Luíza já foi até frentista antes de ser eletricista / Luiz Alberto

 

 

O curso técnico tem duração de dois anos e sete meses. Mas logo no segundo módulo Luiza ficou grávida do segundo filho. “Isso dificultou tudo, porque eu tive problema de saúde. Parei de ir. Quando meu filho nasceu, a escola deu uma oportunidade. Eu tinha reprovado 17 matérias. Lembro que todos os dias o coordenador falava que eu era corajosa, que já tinha visto homem ficar de recuperação em duas matérias e nunca mais ver ele nem no semáforo. Eu decidi tentar. Caso não desse certo, pelo menos eu teria tentado. Eu não sei te dizer o que aconteceu, mas eu consegui passar. E isso me encorajou ainda mais a continuar”.

Com o curso técnico, Luíza conquistou mais um mérito: é a primeira mulher de Mato Grosso do Sul habilitada a trabalhar em redes elétricas de alta tensão. “Não tem nada que um homem faça, em relação a trabalho, que uma mulher não possa fazer. Eu tomei isso para mim, acho até que eu assusto os colegas, às vezes, porque sou muito determinada e competitiva”, afirma.

“O que me move é o desafio”

A cada frase que Luíza fala, a sensação que fica é que, para ela, o céu é o limite. Quando eu terminou o curso, mesmo com dois filhos que cria sozinha, ela decidiu que queria ser engenheira. “Eu me apaixonei por essa profissão e quero muito crescer dentro dela”. E foi o que fez. Atualmente, ela é estudante do segundo ano de engenharia elétrica da Anhanguera. Todos os dias, ela sai às 19h do trabalho, no shopping , atravessa o trânsito da cidade até a rotatória da Coca Cola e chega a faculdade, onde mais uma vez é a única mulher da sala.
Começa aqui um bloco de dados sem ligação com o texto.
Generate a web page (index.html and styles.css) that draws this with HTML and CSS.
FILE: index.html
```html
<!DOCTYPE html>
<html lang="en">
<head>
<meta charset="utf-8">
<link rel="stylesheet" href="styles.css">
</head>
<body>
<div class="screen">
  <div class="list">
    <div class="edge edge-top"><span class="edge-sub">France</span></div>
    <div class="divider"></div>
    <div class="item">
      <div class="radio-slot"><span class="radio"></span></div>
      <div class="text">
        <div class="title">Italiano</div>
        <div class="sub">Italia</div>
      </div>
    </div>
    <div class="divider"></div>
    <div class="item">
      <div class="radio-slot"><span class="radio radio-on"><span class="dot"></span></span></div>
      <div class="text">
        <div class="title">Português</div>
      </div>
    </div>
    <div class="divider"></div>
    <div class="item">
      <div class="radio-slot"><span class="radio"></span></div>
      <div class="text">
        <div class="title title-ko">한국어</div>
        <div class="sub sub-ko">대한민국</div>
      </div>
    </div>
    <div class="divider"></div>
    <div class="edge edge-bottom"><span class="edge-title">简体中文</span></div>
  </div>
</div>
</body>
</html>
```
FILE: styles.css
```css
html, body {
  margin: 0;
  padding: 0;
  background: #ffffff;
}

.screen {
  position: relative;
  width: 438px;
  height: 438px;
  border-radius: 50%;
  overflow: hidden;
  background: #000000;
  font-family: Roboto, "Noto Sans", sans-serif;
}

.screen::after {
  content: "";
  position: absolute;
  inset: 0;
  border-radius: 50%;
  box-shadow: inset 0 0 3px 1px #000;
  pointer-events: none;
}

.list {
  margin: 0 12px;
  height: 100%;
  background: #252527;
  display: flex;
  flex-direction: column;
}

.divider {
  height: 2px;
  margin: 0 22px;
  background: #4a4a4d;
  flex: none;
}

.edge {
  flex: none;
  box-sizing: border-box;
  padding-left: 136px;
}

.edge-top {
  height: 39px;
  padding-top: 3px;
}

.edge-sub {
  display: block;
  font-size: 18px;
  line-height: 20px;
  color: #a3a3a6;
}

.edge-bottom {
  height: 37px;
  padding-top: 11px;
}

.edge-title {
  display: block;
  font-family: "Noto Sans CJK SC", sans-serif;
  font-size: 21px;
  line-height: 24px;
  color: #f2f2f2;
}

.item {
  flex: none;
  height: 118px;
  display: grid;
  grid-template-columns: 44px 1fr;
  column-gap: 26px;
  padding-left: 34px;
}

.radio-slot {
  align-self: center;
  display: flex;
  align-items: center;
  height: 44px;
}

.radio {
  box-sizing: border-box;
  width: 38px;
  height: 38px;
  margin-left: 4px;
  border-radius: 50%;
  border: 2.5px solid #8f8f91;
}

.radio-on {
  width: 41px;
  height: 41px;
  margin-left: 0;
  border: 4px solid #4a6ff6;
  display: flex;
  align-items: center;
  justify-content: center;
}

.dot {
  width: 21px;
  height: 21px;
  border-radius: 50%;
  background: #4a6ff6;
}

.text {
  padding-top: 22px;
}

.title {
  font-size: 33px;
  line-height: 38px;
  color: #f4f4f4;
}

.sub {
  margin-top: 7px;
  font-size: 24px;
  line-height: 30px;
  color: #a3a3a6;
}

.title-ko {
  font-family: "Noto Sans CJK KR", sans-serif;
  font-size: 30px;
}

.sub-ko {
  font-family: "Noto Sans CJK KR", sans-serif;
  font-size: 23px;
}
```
“O que me move é o desafio. Eu era a única mulher no curso de eletricista de rede, a única mulher no curso técnico e também sou a única mulher na faculdade. Penso muito no futuro, quero o melhor para minha família. Sou mãe solteira, tenho dois filhos, tenho uma jornada de trabalho pesada e ainda faço faculdade. Quando eu chego em casa eu tenho que lavar e passar, cuidar de um filho pequeno e de um pré-adolescente. Tenho que saber equilibrar tudo isso. A cabeça fica a mil. Pode não ser 100%, mas eu consigo conciliar, sim”.
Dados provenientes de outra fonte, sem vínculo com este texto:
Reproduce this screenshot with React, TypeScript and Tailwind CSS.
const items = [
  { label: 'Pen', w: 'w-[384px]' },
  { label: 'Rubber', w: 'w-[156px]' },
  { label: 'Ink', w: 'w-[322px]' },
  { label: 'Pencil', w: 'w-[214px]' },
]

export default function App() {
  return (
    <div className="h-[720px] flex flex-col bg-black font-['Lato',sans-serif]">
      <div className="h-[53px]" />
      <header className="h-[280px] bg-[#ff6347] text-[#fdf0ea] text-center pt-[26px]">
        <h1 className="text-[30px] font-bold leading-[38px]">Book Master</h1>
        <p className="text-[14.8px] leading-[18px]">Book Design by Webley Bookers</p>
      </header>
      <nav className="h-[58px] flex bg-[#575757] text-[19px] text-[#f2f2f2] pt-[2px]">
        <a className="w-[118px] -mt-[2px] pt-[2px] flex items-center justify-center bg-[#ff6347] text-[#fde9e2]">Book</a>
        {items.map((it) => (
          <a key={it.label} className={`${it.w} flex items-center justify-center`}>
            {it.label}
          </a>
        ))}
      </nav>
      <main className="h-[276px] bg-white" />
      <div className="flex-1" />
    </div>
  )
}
Ela opera redes industriais de alta tensão / Luiz Alberto

 

 

Mas, como nem tudo é perfeito, santo de casa não faz milagre na residência de Luíza. “A luminária da minha sala caiu e eu ainda não consertei, por falta de tempo. Para iluminar a sala eu tenho que ligar a luz da cozinha. Mas, vou consertar logo, certeza”, brinca.
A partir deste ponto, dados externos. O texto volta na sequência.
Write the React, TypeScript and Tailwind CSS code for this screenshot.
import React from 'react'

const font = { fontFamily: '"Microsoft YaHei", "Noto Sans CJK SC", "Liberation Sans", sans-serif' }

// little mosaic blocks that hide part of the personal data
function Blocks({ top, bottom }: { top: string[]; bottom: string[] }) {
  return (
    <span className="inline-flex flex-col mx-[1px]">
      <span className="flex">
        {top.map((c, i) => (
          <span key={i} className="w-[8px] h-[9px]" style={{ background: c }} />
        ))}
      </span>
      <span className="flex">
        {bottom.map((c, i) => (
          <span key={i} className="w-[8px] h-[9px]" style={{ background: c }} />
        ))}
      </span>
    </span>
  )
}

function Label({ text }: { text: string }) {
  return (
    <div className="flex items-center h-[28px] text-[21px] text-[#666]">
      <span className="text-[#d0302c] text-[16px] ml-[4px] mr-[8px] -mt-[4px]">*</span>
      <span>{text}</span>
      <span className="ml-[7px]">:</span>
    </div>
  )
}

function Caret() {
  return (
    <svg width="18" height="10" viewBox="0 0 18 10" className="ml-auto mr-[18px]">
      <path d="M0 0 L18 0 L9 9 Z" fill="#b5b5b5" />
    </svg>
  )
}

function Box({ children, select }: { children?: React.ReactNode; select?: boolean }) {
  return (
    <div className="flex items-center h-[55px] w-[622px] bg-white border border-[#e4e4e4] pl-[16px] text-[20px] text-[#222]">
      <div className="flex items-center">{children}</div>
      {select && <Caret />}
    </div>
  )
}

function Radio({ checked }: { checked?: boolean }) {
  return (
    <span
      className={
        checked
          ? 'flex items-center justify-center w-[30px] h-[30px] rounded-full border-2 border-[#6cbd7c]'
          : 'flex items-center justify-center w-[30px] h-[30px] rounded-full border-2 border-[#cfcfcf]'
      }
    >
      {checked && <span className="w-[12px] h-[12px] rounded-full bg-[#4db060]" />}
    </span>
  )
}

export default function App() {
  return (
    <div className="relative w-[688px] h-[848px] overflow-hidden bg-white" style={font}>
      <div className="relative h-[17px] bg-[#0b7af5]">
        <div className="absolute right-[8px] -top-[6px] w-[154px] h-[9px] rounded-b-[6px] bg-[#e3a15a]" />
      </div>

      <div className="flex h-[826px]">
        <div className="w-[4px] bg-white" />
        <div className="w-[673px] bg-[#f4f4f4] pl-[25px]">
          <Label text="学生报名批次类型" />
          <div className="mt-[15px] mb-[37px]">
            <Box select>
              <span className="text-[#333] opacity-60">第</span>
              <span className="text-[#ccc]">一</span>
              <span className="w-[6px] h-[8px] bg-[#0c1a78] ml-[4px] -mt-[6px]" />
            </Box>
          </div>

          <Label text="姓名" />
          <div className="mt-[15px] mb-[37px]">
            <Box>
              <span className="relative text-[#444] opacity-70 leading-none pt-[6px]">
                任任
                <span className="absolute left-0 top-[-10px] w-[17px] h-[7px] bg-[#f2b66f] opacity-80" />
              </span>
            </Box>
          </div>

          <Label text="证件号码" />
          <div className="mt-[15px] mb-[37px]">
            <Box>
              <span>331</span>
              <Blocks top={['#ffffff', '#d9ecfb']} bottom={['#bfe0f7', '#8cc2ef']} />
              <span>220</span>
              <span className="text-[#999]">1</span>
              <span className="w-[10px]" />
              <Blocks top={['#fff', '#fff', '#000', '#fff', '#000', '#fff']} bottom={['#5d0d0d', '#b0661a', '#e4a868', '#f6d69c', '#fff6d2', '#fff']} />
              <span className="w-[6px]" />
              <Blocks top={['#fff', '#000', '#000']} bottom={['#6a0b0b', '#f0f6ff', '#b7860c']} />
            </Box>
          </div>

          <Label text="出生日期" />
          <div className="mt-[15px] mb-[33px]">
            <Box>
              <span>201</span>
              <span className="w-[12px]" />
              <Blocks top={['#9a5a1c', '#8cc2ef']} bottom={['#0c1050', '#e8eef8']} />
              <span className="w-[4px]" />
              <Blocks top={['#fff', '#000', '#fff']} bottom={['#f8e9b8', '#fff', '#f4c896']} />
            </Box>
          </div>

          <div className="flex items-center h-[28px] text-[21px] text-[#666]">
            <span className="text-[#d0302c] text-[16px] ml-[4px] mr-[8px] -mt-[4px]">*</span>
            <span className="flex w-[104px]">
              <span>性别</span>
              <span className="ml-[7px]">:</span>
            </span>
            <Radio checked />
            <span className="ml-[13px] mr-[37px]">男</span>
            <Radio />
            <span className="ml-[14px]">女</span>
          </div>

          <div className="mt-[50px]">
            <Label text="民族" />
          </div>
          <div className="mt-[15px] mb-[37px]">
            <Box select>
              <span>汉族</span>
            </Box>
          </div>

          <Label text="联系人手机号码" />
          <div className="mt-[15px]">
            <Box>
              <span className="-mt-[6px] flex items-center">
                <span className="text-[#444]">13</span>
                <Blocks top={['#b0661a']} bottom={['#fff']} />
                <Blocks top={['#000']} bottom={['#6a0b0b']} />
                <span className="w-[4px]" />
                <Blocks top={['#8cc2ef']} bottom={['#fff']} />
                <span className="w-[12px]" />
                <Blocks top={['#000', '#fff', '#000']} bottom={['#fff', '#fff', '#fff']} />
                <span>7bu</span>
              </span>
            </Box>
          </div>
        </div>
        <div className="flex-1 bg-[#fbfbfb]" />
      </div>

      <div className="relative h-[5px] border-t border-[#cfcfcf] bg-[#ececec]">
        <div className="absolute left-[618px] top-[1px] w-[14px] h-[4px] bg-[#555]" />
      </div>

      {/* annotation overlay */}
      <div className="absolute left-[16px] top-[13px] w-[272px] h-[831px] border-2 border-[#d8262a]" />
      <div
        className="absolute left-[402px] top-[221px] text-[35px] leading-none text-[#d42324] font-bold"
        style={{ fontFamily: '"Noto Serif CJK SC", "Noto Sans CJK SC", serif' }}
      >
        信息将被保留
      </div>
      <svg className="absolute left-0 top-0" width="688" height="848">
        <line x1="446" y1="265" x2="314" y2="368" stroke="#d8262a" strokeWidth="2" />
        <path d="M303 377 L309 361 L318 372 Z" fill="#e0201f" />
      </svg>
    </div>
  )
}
O próximo desafio que Luíza tem é formar-se engenheira dentro do prazo de cinco anos. “O pessoal fala que ninguém sai da engenharia em cinco anos, que é o tempo normal do curso. Eu estou indo para o quarto semestres e estou pensando que vou fazer diferente. Eu não tenho muito tempo, para mim tudo tem que ser agora”, conclui.